Overview of Prison Offenses
Even after a defendant has been convicted and sentenced to a prison term, he may be charged, convicted, and sentenced again for any offenses committed while in prison. A prison is defined as a correctional or detention facility. Although states vary on the types of chargeable prison offenses, there are some general offenses both under numerous state laws and under federal law.
It is not legal for an inmate to provide or attempt to provide contraband to another inmate. Contraband is defined as a weapon or some item that may be used as a weapon. The inmate is not permitted to make, possess or obtain any type of contraband. The mere possession of contraband is chargeable. The prosecution is not required to show that the inmate moved the contraband from point A to point B, it only needs to be shown that the inmate possessed contraband. It is also an offense for a visitor or some other individual to provide the inmate with contraband.
Participation in Mutiny or Riot
It is not legal for an inmate to participate in a mutiny or riot.
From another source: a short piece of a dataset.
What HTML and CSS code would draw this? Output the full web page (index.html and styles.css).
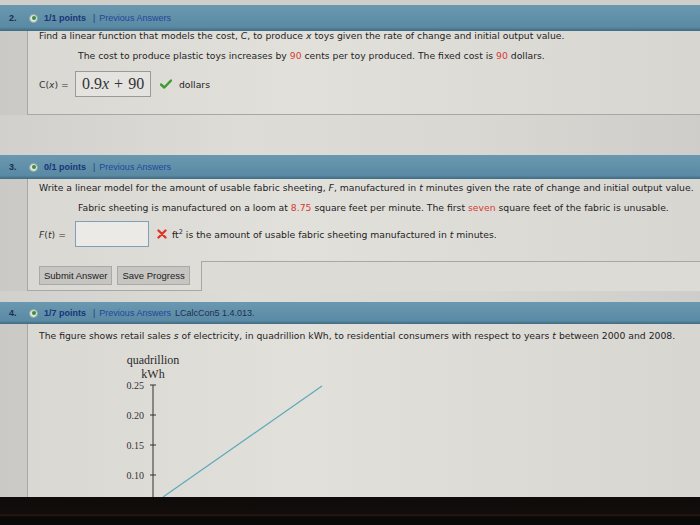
FILE: index.html
```html
<!DOCTYPE html>
<html>
<head>
<meta charset="utf-8">
<link rel="stylesheet" href="styles.css">
</head>
<body>
<div class="screen">
  <div class="topstrip"></div>

  <section class="q q2">
    <div class="qhead">
      <span class="qnum">2.</span>
      <span class="dot"></span>
      <span class="pts">1/1 points</span>
      <span class="sep">|</span>
      <span class="prev">Previous Answers</span>
    </div>
    <div class="qbody">
      <div class="gutter"></div>
      <div class="card">
        <p class="line">Find a linear function that models the cost, <i>C</i>, to produce <i>x</i> toys given the rate of change and initial output value.</p>
        <p class="line indent">The cost to produce plastic toys increases by <span class="red">90</span> cents per toy produced. The fixed cost is <span class="red">90</span> dollars.</p>
        <div class="answer">
          <span class="lbl">C(<i>x</i>) =</span>
          <span class="box filled"><span class="math">0.9<i>x</i> + 90</span></span>
          <span class="check">
            <svg width="12" height="10" viewBox="0 0 12 10"><path d="M1 5.5 L4.3 8.5 L11 1.5" fill="none" stroke="#3d9a2f" stroke-width="2.4" stroke-linecap="round" stroke-linejoin="round"/></svg>
          </span>
          <span class="unit">dollars</span>
        </div>
      </div>
    </div>
  </section>

  <section class="q q3">
    <div class="qhead">
      <span class="qnum">3.</span>
      <span class="dot"></span>
      <span class="pts">0/1 points</span>
      <span class="sep">|</span>
      <span class="prev">Previous Answers</span>
    </div>
    <div class="qbody">
      <div class="gutter"></div>
      <div class="card">
        <p class="line">Write a linear model for the amount of usable fabric sheeting, <i>F</i>, manufactured in <i>t</i> minutes given the rate of change and initial output value.</p>
        <p class="line indent">Fabric sheeting is manufactured on a loom at <span class="red">8.75</span> square feet per minute. The first <span class="red">seven</span> square feet of the fabric is unusable.</p>
        <div class="answer">
          <span class="lbl"><i>F</i>(<i>t</i>) =</span>
          <span class="box empty"></span>
          <span class="cross">
            <svg width="10" height="10" viewBox="0 0 10 10"><path d="M1.5 1.5 L8.5 8.5 M8.5 1.5 L1.5 8.5" stroke="#e0352b" stroke-width="2.4" stroke-linecap="round"/></svg>
          </span>
          <span class="unit">ft<sup>2</sup> is the amount of usable fabric sheeting manufactured in <i>t</i> minutes.</span>
        </div>
        <div class="actions">
          <button class="btn">Submit Answer</button>
          <button class="btn">Save Progress</button>
          <div class="status"></div>
        </div>
      </div>
    </div>
  </section>

  <section class="q q4">
    <div class="qhead">
      <span class="qnum">4.</span>
      <span class="dot"></span>
      <span class="pts">1/7 points</span>
      <span class="sep">|</span>
      <span class="prev">Previous Answers</span>
      <span class="src">LCalcCon5 1.4.013.</span>
    </div>
    <div class="qbody">
      <div class="gutter"></div>
      <div class="card">
        <p class="line">The figure shows retail sales <i>s</i> of electricity, in quadrillion kWh, to residential consumers with respect to years <i>t</i> between 2000 and 2008.</p>
        <div class="graph">
          <svg width="300" height="150" viewBox="0 0 300 150">
            <text x="115" y="17" class="gt" text-anchor="middle">quadrillion</text>
            <text x="115" y="31" class="gt" text-anchor="middle">kWh</text>
            <g class="gtick">
              <text x="106" y="42" text-anchor="end">0.25</text>
              <text x="106" y="72" text-anchor="end">0.20</text>
              <text x="106" y="102" text-anchor="end">0.15</text>
              <text x="106" y="132" text-anchor="end">0.10</text>
            </g>
            <line x1="115" y1="38" x2="115" y2="150" stroke="#333" stroke-width="1"/>
            <line x1="112" y1="38" x2="118" y2="38" stroke="#333" stroke-width="1"/>
            <line x1="112" y1="68" x2="118" y2="68" stroke="#333" stroke-width="1"/>
            <line x1="112" y1="98" x2="118" y2="98" stroke="#333" stroke-width="1"/>
            <line x1="112" y1="128" x2="118" y2="128" stroke="#333" stroke-width="1"/>
            <line x1="125" y1="150" x2="284" y2="39" stroke="#5aaab8" stroke-width="1.2"/>
          </svg>
        </div>
      </div>
    </div>
  </section>
  <div class="bezel"></div>
</div>
</body>
</html>
```
FILE: styles.css
```css
* { box-sizing: border-box; }
html, body { margin: 0; padding: 0; }
body {
  width: 700px;
  height: 525px;
  overflow: hidden;
  background: #d8d6d1;
  font-family: "DejaVu Sans", Verdana, sans-serif;
  color: #222;
}
.screen {
  position: relative;
  width: 700px;
  height: 525px;
  overflow: hidden;
  background: linear-gradient(90deg, #d2d0cc 0%, #dedcd7 35%, #d9d7d2 70%, #cfcdc9 100%);
}
.topstrip { height: 5px; background: #cfcecb; }

.qhead {
  display: flex;
  align-items: center;
  height: 26px;
  background: linear-gradient(180deg, #6a98b0 0%, #5a8aa4 85%, #3f6a82 100%);
  font-family: "Liberation Sans", Arial, sans-serif;
  font-size: 9px;
  color: #1d3a78;
}
.qnum { width: 27px; padding-left: 9px; font-weight: bold; color: #1c2f50; }
.dot {
  width: 9px; height: 9px; border-radius: 50%;
  background: #dfe6e2;
  border: 1px solid #8aa69a;
  position: relative;
  margin-left: 2px;
  margin-right: 6px;
}
.dot::after {
  content: ""; position: absolute; left: 1.5px; top: 1.5px;
  width: 4px; height: 4px; border-radius: 50%; background: #3f8a45;
}
.pts { font-weight: bold; color: #1a3478; }
.sep { margin: 0 4px 0 7px; color: #2b3f6a; }
.prev { color: #23469a; }
.src { margin-left: 4px; color: #1e2f55; }

.qbody { display: flex; }
.gutter { width: 27px; flex: none; background: rgba(0,0,0,0.03); }
.card {
  flex: 1;
  border-left: 1px solid #a9a7a2;
  border-bottom: 1px solid #a9a7a2;
  padding: 0 0 0 11px;
  background: linear-gradient(90deg, #dad8d3, #e2e0db 40%, #d8d6d1);
}
.line {
  margin: 0;
  font-size: 9.25px;
  line-height: 20px;
  white-space: nowrap;
  color: #1e1e1e;
}
.indent { padding-left: 39px; }
.red { color: #d63a32; }

.answer {
  display: flex;
  align-items: center;
  font-size: 9.25px;
  height: 26px;
}
.lbl { width: 36px; color: #333; }
.box {
  width: 76px; height: 26px;
  border: 1px solid #9a9a98;
  background: #e4e3e0;
  display: flex; align-items: center;
  padding-left: 6px;
  white-space: nowrap;
}
.box.empty { border-color: #7f9fb8; background: #eceae7; width: 74px; }
.math { font-family: "Liberation Serif", "Times New Roman", serif; font-size: 16px; color: #333; word-spacing: 1px; }
.math i { font-style: italic; }
.check { margin: 0 0 0 9px; width: 19px; display: flex; }
.cross { margin: 0 0 0 8px; width: 15px; display: flex; }
.unit { white-space: nowrap; }
.unit sup { font-size: 6.5px; vertical-align: 4px; }

.q2 .card { height: 84px; }
.q2 .line:first-child { margin-top: -5px; }
.q2 .answer { margin-top: 5px; }
.q2 { margin-bottom: 40px; }

.q3 .qhead { height: 24px; }
.q3 .card { height: 112px; }
.q3 .line:first-child { margin-top: -1px; }
.q3 .answer { margin-top: 3px; }
.q3 { margin-bottom: 11px; }

.q4 .qhead { height: 22px; }

.actions { display: flex; align-items: flex-start; margin-top: 14px; }
.btn {
  font-family: "Liberation Sans", Arial, sans-serif;
  font-size: 9.5px;
  color: #1c1c1c;
  background: #c6c5c2;
  border: 1px solid #aaa9a6;
  height: 19px;
  padding: 0 4px;
  margin: 5px 5px 0 0;
}
.status {
  flex: 1;
  height: 30px;
  margin-left: 6px;
  border-top: 1px solid #a9a7a2;
  border-left: 1px solid #a9a7a2;
  background: #dddbd6;
}

.q4 .card { border-bottom: none; height: 200px; }
.q4 .line:first-child { margin-top: 2px; }
.graph { margin-top: 1px; margin-left: -1px; }
.gt { font-family: "Liberation Serif", "Times New Roman", serif; font-size: 12px; fill: #2a2a2a; }
.gtick text { font-family: "Liberation Serif", "Times New Roman", serif; font-size: 10px; fill: #333; }

.bezel {
  position: absolute;
  left: 0; right: 0; bottom: 0;
  height: 28px;
  background: linear-gradient(180deg, #0e0b0a 0%, #120d0b 60%, #2a1a12 65%, #0b0908 70%, #0a0808 100%);
}
```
Proof of participation by itself is sufficient to support a conviction of this offense. Participation includes:
- Willfully attempting to cause a mutiny or riot.
- Assisting in causing a mutiny or riot.
- Conspiring to cause a mutiny or riot.
A mutiny is defined as resisting a warden or detention officer in the free and lawful exercise of their power. The prosecution must show that the inmate’s actions were sufficient to sustain a claim of mutiny.
Sexual Assault and Assault Offenses
If an inmate commits an assault or a sexual assault on another inmate or detention officer he may be charged with an assault offense. The elements are generally the same for the assault offenses as if they were committed while outside of prison. The prosecution is required to prove that the inmate intentionally and offensively touched another inmate or detention officer.
If an inmate possesses contraband and then commits an offense with the contraband, he may be charged, convicted, and sentenced for both offenses. No double jeopardy violation occurs if the inmate has a knife and then subsequently stabs another inmate to death, and thereafter is charged with possessing contraband and murder. Possessing contraband is not a lesser-included offense of murder, thus no double jeopardy violation results.